**YOUR INSTRUCTIONS:** Count the lines in the entries below that include the word "screenshot". Give nothing but the number.

Pages as source code:
start
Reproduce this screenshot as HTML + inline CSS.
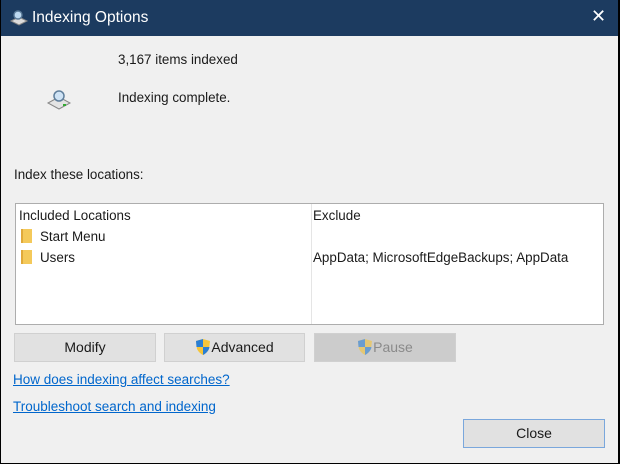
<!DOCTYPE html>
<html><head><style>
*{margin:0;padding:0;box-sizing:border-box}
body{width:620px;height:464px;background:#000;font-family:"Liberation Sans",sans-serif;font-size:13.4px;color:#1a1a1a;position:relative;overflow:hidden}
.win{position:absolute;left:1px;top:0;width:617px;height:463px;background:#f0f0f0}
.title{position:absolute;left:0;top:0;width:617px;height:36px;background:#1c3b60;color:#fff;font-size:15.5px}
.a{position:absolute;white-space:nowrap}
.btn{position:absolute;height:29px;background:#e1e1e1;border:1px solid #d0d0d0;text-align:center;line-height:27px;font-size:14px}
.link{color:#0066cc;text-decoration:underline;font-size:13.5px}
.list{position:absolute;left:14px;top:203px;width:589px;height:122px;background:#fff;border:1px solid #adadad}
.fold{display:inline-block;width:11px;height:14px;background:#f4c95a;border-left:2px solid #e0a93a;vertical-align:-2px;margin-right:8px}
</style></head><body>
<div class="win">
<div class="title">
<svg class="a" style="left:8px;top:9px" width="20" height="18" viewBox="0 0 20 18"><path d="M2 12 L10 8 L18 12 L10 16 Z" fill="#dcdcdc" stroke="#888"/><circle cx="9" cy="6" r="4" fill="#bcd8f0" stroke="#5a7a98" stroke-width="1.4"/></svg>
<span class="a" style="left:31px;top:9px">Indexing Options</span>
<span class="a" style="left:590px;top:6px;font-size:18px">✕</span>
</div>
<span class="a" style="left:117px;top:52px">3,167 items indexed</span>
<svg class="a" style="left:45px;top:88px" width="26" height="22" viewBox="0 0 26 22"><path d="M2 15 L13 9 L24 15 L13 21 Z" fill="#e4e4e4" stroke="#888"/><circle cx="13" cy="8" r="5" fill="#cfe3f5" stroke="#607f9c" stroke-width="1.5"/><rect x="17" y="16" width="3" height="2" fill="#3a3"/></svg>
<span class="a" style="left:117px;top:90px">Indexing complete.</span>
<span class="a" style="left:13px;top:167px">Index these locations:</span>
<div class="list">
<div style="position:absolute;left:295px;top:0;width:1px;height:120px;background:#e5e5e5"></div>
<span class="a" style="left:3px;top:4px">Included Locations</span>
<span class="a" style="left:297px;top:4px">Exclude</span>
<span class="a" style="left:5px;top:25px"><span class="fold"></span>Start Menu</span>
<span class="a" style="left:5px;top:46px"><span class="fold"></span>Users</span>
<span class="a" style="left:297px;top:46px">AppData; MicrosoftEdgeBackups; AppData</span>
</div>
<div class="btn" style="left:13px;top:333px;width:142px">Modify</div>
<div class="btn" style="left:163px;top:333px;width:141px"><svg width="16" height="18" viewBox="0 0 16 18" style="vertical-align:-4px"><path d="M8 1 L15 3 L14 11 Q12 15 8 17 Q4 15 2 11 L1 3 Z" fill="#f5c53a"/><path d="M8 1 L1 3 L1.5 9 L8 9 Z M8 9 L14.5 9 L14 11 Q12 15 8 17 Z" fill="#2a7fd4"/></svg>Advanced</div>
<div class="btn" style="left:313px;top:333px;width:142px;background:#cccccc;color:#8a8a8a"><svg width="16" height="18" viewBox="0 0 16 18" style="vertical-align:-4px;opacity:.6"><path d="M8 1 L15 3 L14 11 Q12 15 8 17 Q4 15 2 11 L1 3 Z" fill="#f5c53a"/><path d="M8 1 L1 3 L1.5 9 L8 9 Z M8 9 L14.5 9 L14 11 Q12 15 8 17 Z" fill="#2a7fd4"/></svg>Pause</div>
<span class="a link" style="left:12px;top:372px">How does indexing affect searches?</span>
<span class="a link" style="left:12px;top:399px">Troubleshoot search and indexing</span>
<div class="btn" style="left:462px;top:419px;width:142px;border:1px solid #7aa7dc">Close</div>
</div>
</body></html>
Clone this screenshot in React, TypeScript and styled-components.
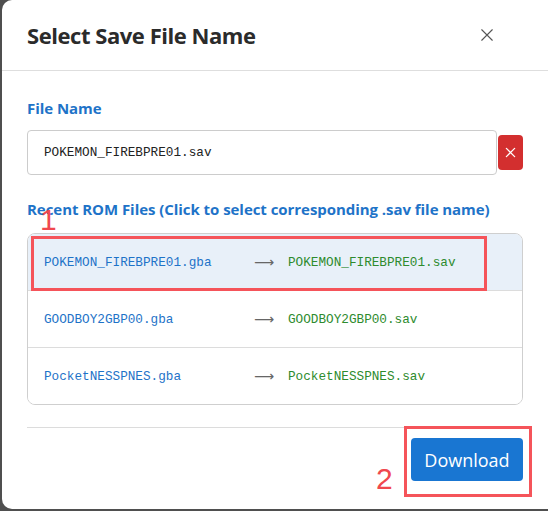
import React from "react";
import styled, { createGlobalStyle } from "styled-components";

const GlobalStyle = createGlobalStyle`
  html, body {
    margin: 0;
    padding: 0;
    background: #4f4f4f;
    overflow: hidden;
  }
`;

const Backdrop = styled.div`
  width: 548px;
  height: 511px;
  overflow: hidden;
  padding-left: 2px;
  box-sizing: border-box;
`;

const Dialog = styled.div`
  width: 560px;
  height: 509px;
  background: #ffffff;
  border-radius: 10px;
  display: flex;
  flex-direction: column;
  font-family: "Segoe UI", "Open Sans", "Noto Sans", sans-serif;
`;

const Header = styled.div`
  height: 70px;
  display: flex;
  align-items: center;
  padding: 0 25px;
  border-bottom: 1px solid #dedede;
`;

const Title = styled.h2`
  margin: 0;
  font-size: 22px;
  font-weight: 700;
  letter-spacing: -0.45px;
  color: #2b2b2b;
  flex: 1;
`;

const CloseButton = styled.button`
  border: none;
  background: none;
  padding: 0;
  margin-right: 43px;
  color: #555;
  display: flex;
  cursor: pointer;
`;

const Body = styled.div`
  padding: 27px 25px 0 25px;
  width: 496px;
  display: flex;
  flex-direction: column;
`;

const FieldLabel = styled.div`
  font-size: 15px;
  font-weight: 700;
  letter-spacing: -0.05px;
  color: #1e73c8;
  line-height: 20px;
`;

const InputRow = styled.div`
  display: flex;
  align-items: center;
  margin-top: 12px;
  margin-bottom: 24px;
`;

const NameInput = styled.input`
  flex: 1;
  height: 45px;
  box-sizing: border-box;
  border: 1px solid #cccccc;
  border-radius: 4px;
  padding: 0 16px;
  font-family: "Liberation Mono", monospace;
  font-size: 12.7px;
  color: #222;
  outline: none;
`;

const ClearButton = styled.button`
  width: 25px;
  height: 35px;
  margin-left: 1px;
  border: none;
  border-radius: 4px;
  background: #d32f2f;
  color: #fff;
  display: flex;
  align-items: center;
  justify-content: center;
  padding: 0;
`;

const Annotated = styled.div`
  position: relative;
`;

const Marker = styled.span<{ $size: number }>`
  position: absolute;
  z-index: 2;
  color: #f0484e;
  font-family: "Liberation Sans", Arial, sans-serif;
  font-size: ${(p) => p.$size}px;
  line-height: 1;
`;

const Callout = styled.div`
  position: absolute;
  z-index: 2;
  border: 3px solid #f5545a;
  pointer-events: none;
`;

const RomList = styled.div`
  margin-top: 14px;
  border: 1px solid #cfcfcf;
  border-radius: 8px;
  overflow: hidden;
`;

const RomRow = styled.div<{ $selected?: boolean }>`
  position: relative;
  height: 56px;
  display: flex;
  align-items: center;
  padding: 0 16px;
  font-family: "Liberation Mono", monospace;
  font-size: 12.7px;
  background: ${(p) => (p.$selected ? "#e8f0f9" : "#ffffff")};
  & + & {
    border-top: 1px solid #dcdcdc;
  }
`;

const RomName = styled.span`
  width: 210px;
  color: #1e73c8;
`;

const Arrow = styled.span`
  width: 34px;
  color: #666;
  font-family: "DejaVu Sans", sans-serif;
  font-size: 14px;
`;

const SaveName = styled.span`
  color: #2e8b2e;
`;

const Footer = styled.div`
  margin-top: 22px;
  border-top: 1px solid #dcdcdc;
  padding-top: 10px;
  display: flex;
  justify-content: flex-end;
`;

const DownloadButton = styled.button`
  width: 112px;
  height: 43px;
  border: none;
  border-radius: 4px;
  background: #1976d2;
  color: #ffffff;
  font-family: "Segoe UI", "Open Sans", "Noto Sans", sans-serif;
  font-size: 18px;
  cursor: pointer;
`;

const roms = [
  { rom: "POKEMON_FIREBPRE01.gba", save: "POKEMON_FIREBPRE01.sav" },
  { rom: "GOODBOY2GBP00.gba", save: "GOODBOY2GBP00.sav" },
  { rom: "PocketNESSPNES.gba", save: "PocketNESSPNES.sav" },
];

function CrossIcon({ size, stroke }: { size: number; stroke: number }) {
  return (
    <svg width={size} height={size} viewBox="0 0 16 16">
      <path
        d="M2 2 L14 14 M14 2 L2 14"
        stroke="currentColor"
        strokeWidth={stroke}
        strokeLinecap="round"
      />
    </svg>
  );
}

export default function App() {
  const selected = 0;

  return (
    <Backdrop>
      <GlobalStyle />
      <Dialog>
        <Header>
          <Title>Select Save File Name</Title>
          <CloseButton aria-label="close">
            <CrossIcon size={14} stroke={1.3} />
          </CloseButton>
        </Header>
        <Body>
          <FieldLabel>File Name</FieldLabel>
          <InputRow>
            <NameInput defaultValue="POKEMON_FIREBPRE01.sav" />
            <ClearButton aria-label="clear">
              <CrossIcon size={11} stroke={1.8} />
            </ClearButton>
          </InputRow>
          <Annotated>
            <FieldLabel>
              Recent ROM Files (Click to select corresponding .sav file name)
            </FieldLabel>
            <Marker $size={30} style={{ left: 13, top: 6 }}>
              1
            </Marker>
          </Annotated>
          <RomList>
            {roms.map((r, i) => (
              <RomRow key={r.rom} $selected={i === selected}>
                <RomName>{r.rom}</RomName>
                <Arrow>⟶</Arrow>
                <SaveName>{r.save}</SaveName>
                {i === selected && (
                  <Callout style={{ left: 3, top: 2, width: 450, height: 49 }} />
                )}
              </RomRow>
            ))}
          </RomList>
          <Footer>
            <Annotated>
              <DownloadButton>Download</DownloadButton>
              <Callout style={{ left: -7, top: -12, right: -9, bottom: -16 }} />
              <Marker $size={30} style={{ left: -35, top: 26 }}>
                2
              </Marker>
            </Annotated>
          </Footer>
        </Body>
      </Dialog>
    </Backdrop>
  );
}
end
**TASK OUTPUT:** 2